Entre escombros, murmuros, lágrimas y otros milagros

Dentro del edificio, el aire es denso. Todavía se percibe el olor a combustión. Huele a hormigón desintegrado. A óxido. A humedad. A muerte. El trajín de personas no cesa. Suben y bajan las escaleras, aún en pie, con cajas y enseres personales. Los que han sobrevivido, deben realojarse. Hay riesgo de derrumbe. En un corrillo de vecinos, se habla de «la chica del sexto». Nadie puede creer su historia. Aquella noche, durmió en el sofá.
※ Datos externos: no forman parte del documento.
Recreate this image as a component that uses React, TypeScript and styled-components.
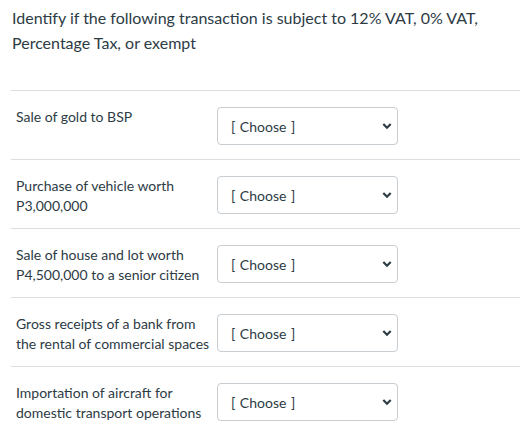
import React from "react";
import styled, { createGlobalStyle } from "styled-components";

const Global = createGlobalStyle`
  html, body {
    margin: 0;
    padding: 0;
    background: #ffffff;
  }
  body {
    font-family: Lato, "Noto Sans", sans-serif;
    color: #2d3b45;
  }
`;

const Page = styled.div`
  width: 520px;
  padding: 5px 0 0 11px;
  box-sizing: border-box;
`;

const Question = styled.p`
  margin: 0 0 35px 1px;
  font-size: 16px;
  line-height: 25px;
  padding-right: 20px;
`;

const Row = styled.div`
  display: flex;
  align-items: flex-start;
  border-top: 1px solid #dcdfe1;
  padding: 16px 0 0 5px;
  height: 52px;
  box-sizing: content-box;
`;

const Label = styled.div`
  width: 201px;
  flex: none;
  font-size: 14px;
  line-height: 20px;
  padding-right: 6px;
  box-sizing: border-box;
`;

const SelectBox = styled.div`
  width: 181px;
  height: 38px;
  box-sizing: border-box;
  border: 1px solid #c7cdd1;
  border-radius: 4px;
  display: flex;
  align-items: center;
  justify-content: space-between;
  padding: 0 5px 0 13px;
  font-size: 14px;
  color: #2d3b45;
  background: #fff;
  word-spacing: 1px;
`;

const Chevron = () => (
  <svg width="10" height="8" viewBox="0 0 10 8" aria-hidden>
    <path d="M1.3 2 L5 5.7 L8.7 2" fill="none" stroke="#2d3b45" strokeWidth="2.2" />
  </svg>
);

const items = [
  "Sale of gold to BSP",
  "Purchase of vehicle worth P3,000,000",
  "Sale of house and lot worth P4,500,000 to a senior citizen",
  "Gross receipts of a bank from the rental of commercial spaces",
  "Importation of aircraft for domestic transport operations",
];

export default function App() {
  return (
    <>
      <Global />
      <Page>
        <Question>
          Identify if the following transaction is subject to 12% VAT, 0% VAT, Percentage Tax, or exempt
        </Question>
        {items.map((t) => (
          <Row key={t}>
            <Label>{t}</Label>
            <SelectBox>
              <span>[ Choose ]</span>
              <Chevron />
            </SelectBox>
          </Row>
        ))}
      </Page>
    </>
  );
}
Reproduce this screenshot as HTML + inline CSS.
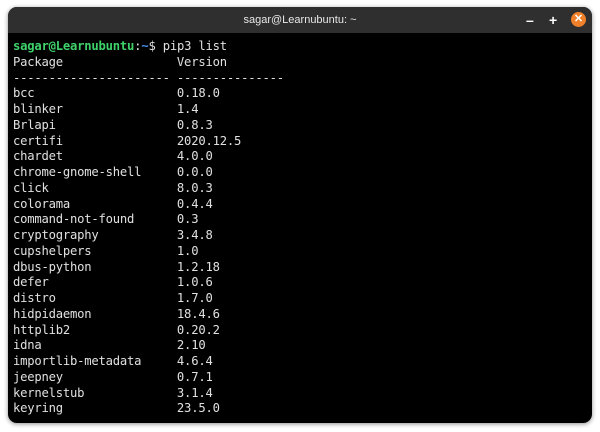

Tras la explosión, la onda expansiva la lanzó bruscamente hasta atravesar un ventanal comunitario. Aterrizó unos 30 metros más abajo, junto con el sofá, en el descampado de enfrente. Tan solo se fracturó una pierna y un diente. Sus padres murieron en el acto.

Otra de las vecinas del bloque afectado por el ataque más mortífero ruso en lo que va de año en Kiev. / LARA ESCUDERO

El epicentro de un ataque como este encarna un conglomerado de tangibles e intangibles. Extraños y conocidos pululan por en el interior. Igor se detiene unos segundos en cada piso, persignándose y haciendo unas fotos con el móvil. Mantiene la compostura, hasta que llega a la puerta del quinto, en el lado izquierdo, que se llevó la peor parte. Saca un pañuelo y se seca las gotas de tristeza que se deslizan por su mejilla: «Aquí vivían la hermana de mi amigo del colegio y su hijo. Los dos han muerto», cuenta afligido, mientras abandona el bloque.

El inmueble, despedazado, se ha convertido ya en el edificio de toda Ucrania. En otra efigie más del drama propio y colectivo al que les ha empujado una guerra que dura ya más de tres años. El presidente Volodímir Zelenski también lo visitó este fin de semana para dar el pésame a las familias de los fallecidos, a quienes Ucrania, dijo, «llorará por siempre».